Other tokens represent Dingell’s work on behalf of conservation. The man responsible for the Safe Drinking Water Act says he “stole” some photos from the shores of the Potomac River. Another wildlife photo shows a slice of the marshland he helped preserve by sponsoring legislation to build North America’s first international wildlife refuge.
Dingell has framed a White House letter thanking him for serving 25 years on the Interior Department’s Migratory Bird Conservation Commission. He keeps a bronze cast of a paw print of a Sumatran tiger on a nearby table — a gift he received for his work on the Endangered Species Act.
Nearby is a close-up photo of four men sporting camouflage on a grassy shoreline. The lineup includes the 6-foot-3-inch congressman and President Bill Clinton, whom Dingell took duck hunting on the Eastern Shore of Maryland.
“Everything was frozen as a rock, and only one duck was out,” he said. “The president shot him, and everybody will take an oath to that.” Clinton later presented Dingell with a duck statue. He keeps the fowl in a cabinet “so it won’t fly away.”

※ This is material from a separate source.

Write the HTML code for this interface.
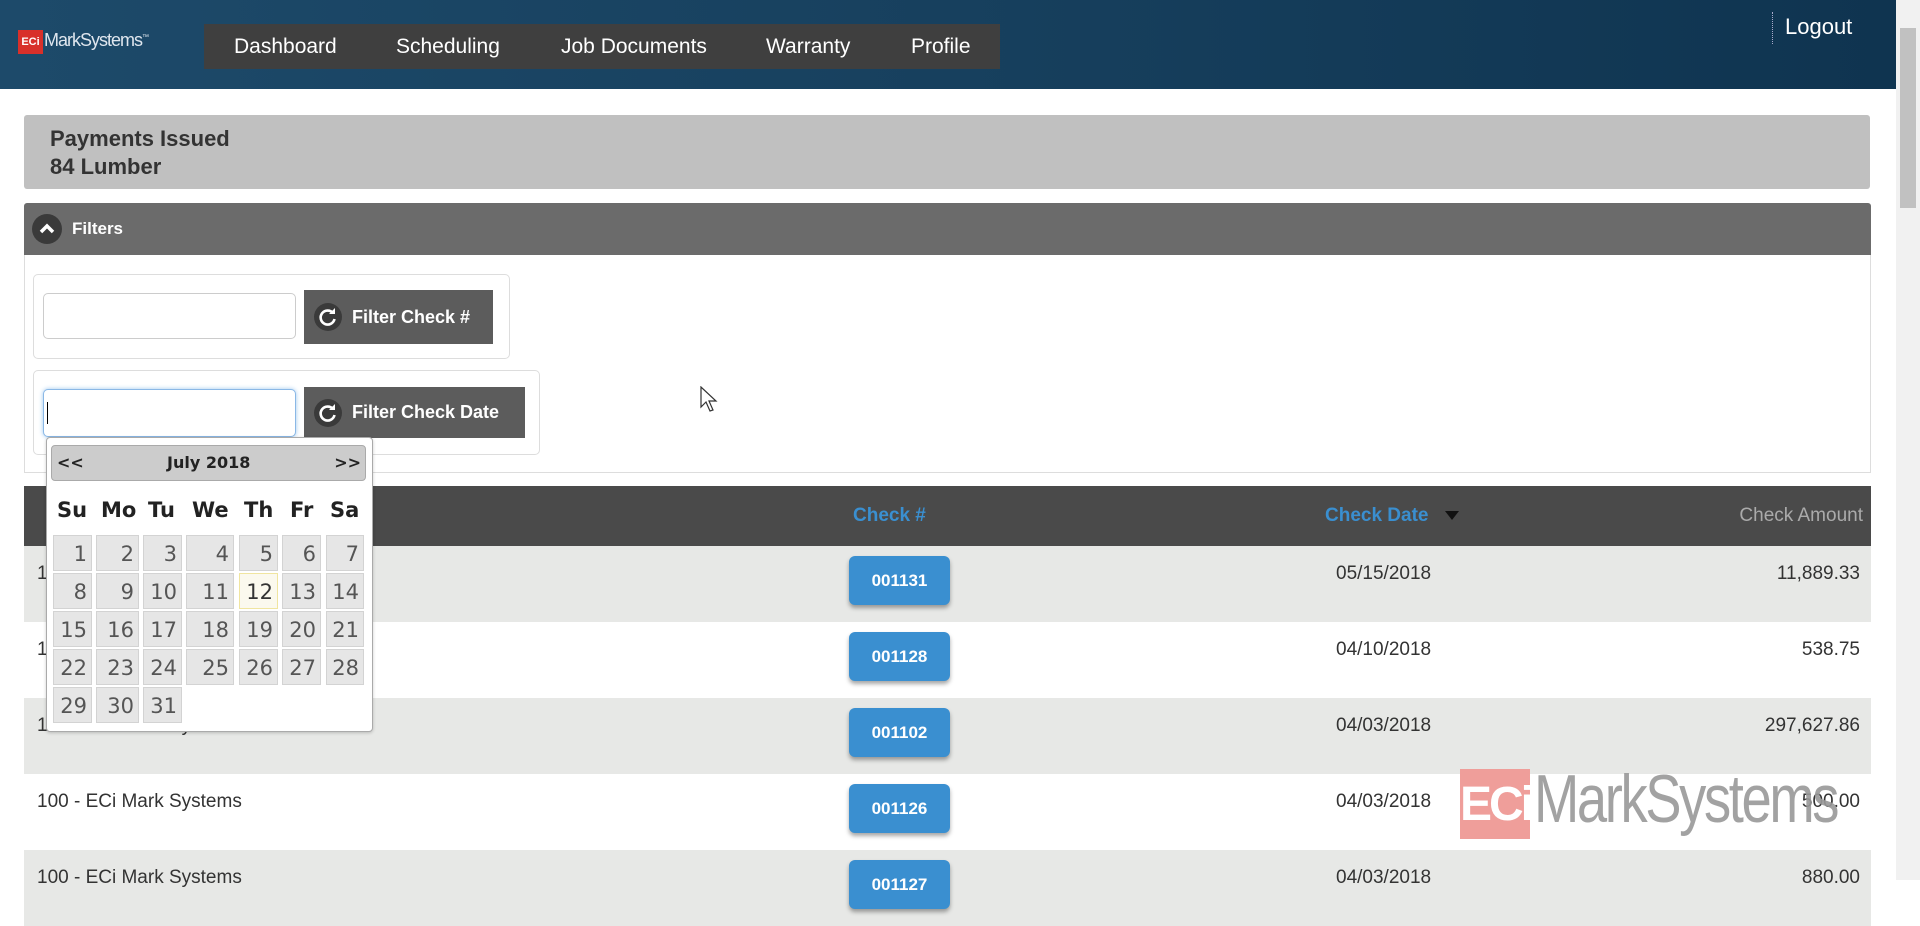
<!DOCTYPE html>
<html><head><meta charset="utf-8"><style>
*{box-sizing:border-box;margin:0;padding:0}
body{width:1920px;height:880px;overflow:hidden;background:#fff;font-family:"Liberation Sans",Arial,sans-serif;position:relative}
.abs{position:absolute}
.hdr{left:0;top:0;width:1896px;height:89px;background:linear-gradient(90deg,#1d4a6a,#17405e 50%,#0f3450);}
.nav{left:204px;top:24px;width:796px;height:45px;background:#3f3f3f;color:#fff;font-size:21px;white-space:nowrap}
.nav span{position:absolute;top:11px}
.sb{left:1896px;top:0;width:24px;height:880px;background:#f1f1f1}
.title{left:24px;top:115px;width:1846px;height:74px;background:#c0c0c0;border-radius:3px;font-weight:bold;font-size:22px;color:#333;padding:10px 26px;line-height:28px}
.fbar{left:24px;top:203px;width:1847px;height:52px;background:#6b6b6b;border-radius:3px 3px 0 0;color:#fff;font-weight:bold;font-size:17px;line-height:52px;padding-left:48px}
.fbody{left:24px;top:255px;width:1847px;height:218px;border:1px solid #ddd;border-top:none;background:#fff}
.box{border:1px solid #ddd;border-radius:5px}
.inp{border:1px solid #ccc;border-radius:5px;background:#fff}
.btn{background:#5c5c5c;color:#fff;font-weight:bold;font-size:18px;display:flex;align-items:center}
.ic{width:28px;height:28px;border-radius:50%;background:#3a3a3a;margin:0 10px 0 10px;display:flex;align-items:center;justify-content:center}
.th{left:24px;top:486px;width:1847px;height:60px;background:#4a4a4a}
.row{left:24px;width:1847px;height:76px;font-size:19px;color:#333}
.cb{position:absolute;left:825px;top:10px;width:101px;height:49px;background:#3a8fd0;border-radius:6px;color:#fff;font-weight:bold;font-size:17px;text-align:center;line-height:49px;box-shadow:0 3px 4px rgba(0,0,0,.35)}
.cal{left:46px;top:437px;width:327px;height:295px;background:#fff;border:1px solid #aaa;border-radius:4px;box-shadow:0 1px 3px rgba(0,0,0,.2);font-family:"DejaVu Sans",Verdana,sans-serif}
.ch{position:absolute;left:4px;top:7px;width:315px;height:36px;background:#ccc;border:1px solid #aaa;border-radius:4px;font-weight:bold;font-size:16px;line-height:34px;color:#222}
.cell{position:absolute;background:#e6e6e6;border:1px solid #d3d3d3;font-size:21px;color:#555;text-align:right;padding-right:4px;line-height:36px;height:36px}
.dn{position:absolute;top:60px;font-weight:bold;font-size:21px;color:#222}
</style></head><body>
<div class="abs hdr"></div>
<div class="abs" style="left:18px;top:30px;width:25px;height:24px;background:#d8302a;color:#fff;font-size:11px;font-weight:bold;line-height:24px;text-align:center">ECi</div>
<div class="abs" style="left:44px;top:30px;color:#dfe6ee;font-size:18px;letter-spacing:-1px">MarkSystems<sup style="font-size:7px">™</sup></div>
<div class="abs nav"><span style="left:30px">Dashboard</span><span style="left:192px">Scheduling</span><span style="left:357px">Job Documents</span><span style="left:562px">Warranty</span><span style="left:707px">Profile</span></div>
<div class="abs" style="left:1772px;top:12px;height:32px;border-left:1px dotted #aac"></div>
<div class="abs" style="left:1785px;top:14px;color:#fff;font-size:22px">Logout</div>
<div class="abs sb"><div style="position:absolute;left:4px;top:28px;width:16px;height:180px;background:#c1c1c1"></div></div>
<div class="abs title">Payments Issued<br>84 Lumber</div>
<div class="abs fbar">Filters</div>
<div class="abs" style="left:32px;top:214px;width:30px;height:30px;border-radius:50%;background:#3a3a3a"><svg width="30" height="30" viewBox="0 0 30 30"><path d="M9 18l6-6 6 6" fill="none" stroke="#fff" stroke-width="3.5"/></svg></div>
<div class="abs fbody"></div>
<div class="abs box" style="left:33px;top:274px;width:477px;height:85px"></div>
<div class="abs inp" style="left:43px;top:293px;width:253px;height:46px"></div>
<div class="abs btn" style="left:304px;top:290px;width:189px;height:54px"><div class="ic"><svg width="20" height="20" viewBox="0 0 20 20"><path d="M15 6A7 7 0 1 0 16.5 12" fill="none" stroke="#fff" stroke-width="2.6"/><path d="M11 5h6V-1z" fill="#fff" transform="translate(0,2)"/></svg></div>Filter Check #</div>
<div class="abs box" style="left:33px;top:370px;width:507px;height:85px"></div>
<div class="abs inp" style="left:43px;top:389px;width:253px;height:48px;border-color:#8ab8e6;box-shadow:0 0 5px #9cc6ee"><div style="position:absolute;left:3px;top:12px;width:1px;height:22px;background:#000"></div></div>
<div class="abs btn" style="left:304px;top:387px;width:221px;height:51px"><div class="ic"><svg width="20" height="20" viewBox="0 0 20 20"><path d="M15 6A7 7 0 1 0 16.5 12" fill="none" stroke="#fff" stroke-width="2.6"/><path d="M11 5h6V-1z" fill="#fff" transform="translate(0,2)"/></svg></div>Filter Check Date</div>
<svg class="abs" style="left:700px;top:386px" width="20" height="28" viewBox="0 0 20 28"><path d="M1 1v20l5-5 4 9 3-1-4-9h7z" fill="#fff" stroke="#333" stroke-width="1.2"/></svg>
<div class="abs th"></div>
<div class="abs" style="left:24px;top:486px;width:1847px;height:60px;font-size:19px;line-height:60px;font-weight:bold">
<span style="position:absolute;left:829px;color:#3a8fd0">Check #</span>
<span style="position:absolute;left:1301px;color:#3a8fd0">Check Date</span>
<svg style="position:absolute;left:1421px;top:25px" width="14" height="9" viewBox="0 0 14 9"><path d="M0 0h14L7 9z" fill="#111"/></svg>
<span style="position:absolute;right:8px;color:#aaa;font-weight:normal">Check Amount</span></div>
<div class="abs row" style="top:546px;background:#e7e8e6"><span style="position:absolute;left:13px;top:17px">100 - ECi Mark Systems</span><div class="cb">001131</div><span style="position:absolute;left:1312px;top:17px">05/15/2018</span><span style="position:absolute;right:11px;top:17px">11,889.33</span></div>
<div class="abs row" style="top:622px;background:#fff"><span style="position:absolute;left:13px;top:17px">100 - ECi Mark Systems</span><div class="cb">001128</div><span style="position:absolute;left:1312px;top:17px">04/10/2018</span><span style="position:absolute;right:11px;top:17px">538.75</span></div>
<div class="abs row" style="top:698px;background:#e7e8e6"><span style="position:absolute;left:13px;top:17px">100 - ECi Mark Systems</span><div class="cb">001102</div><span style="position:absolute;left:1312px;top:17px">04/03/2018</span><span style="position:absolute;right:11px;top:17px">297,627.86</span></div>
<div class="abs row" style="top:774px;background:#fff"><span style="position:absolute;left:13px;top:17px">100 - ECi Mark Systems</span><div class="cb">001126</div><span style="position:absolute;left:1312px;top:17px">04/03/2018</span><span style="position:absolute;right:11px;top:17px">500.00</span></div>
<div class="abs row" style="top:850px;background:#e7e8e6"><span style="position:absolute;left:13px;top:17px">100 - ECi Mark Systems</span><div class="cb">001127</div><span style="position:absolute;left:1312px;top:17px">04/03/2018</span><span style="position:absolute;right:11px;top:17px">880.00</span></div>
<div class="abs" style="left:1460px;top:769px;width:70px;height:70px;background:#ef9e9a;color:#fff;font-weight:bold;font-size:48px;line-height:72px;text-align:center;letter-spacing:-3px">ECi</div>
<div class="abs" style="left:1534px;top:760px;color:#999;font-size:68px;letter-spacing:-3px;opacity:.9;transform:scaleX(.8);transform-origin:left">MarkSystems</div>
<div class="abs cal">
<div class="ch"><span style="position:absolute;left:5px">&lt;&lt;</span><span style="position:absolute;left:115px">July 2018</span><span style="position:absolute;right:4px">&gt;&gt;</span></div>
<span class="dn" style="left:10px">Su</span><span class="dn" style="left:54px">Mo</span><span class="dn" style="left:101px">Tu</span><span class="dn" style="left:145px">We</span><span class="dn" style="left:197px">Th</span><span class="dn" style="left:243px">Fr</span><span class="dn" style="left:283px">Sa</span>
</div>
<div id="g"></div>
<script>
var xs=[[53,92],[96,139],[143,182],[186,234],[239,278],[282,321],[326,364]],h='';
for(var d=1;d<=31;d++){var i=d-1,c=i%7,r=Math.floor(i/7),y=535+r*38;
var s=d==12?'background:#fbf9ee;border-color:#f0e5a0;color:#333;':'';
h+='<div class="cell abs" style="left:'+xs[c][0]+'px;top:'+y+'px;width:'+(xs[c][1]-xs[c][0])+'px;'+s+'font-family:DejaVu Sans,Verdana,sans-serif">'+d+'</div>';}
document.getElementById('g').innerHTML=h;
</script>
</body></html>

Dingell’s humor is on display in the assortment of framed political cartoons. One pokes fun at his Polish heritage. Another, hanging near the parking spot for his motorized scooter, reads: “The older I get, the better seniority seems to work.”
When asked what will happen to the collection he’s amassed from his successes as a lawmaker, conservationist and outdoorsman when he leaves the halls of Congress, Dingell found another joke.
“That’s one of the problems you run into,” he said. “A lot of members don’t get out because they can’t figure out what the hell they’re going to do with all this nonsense when they’re gone.”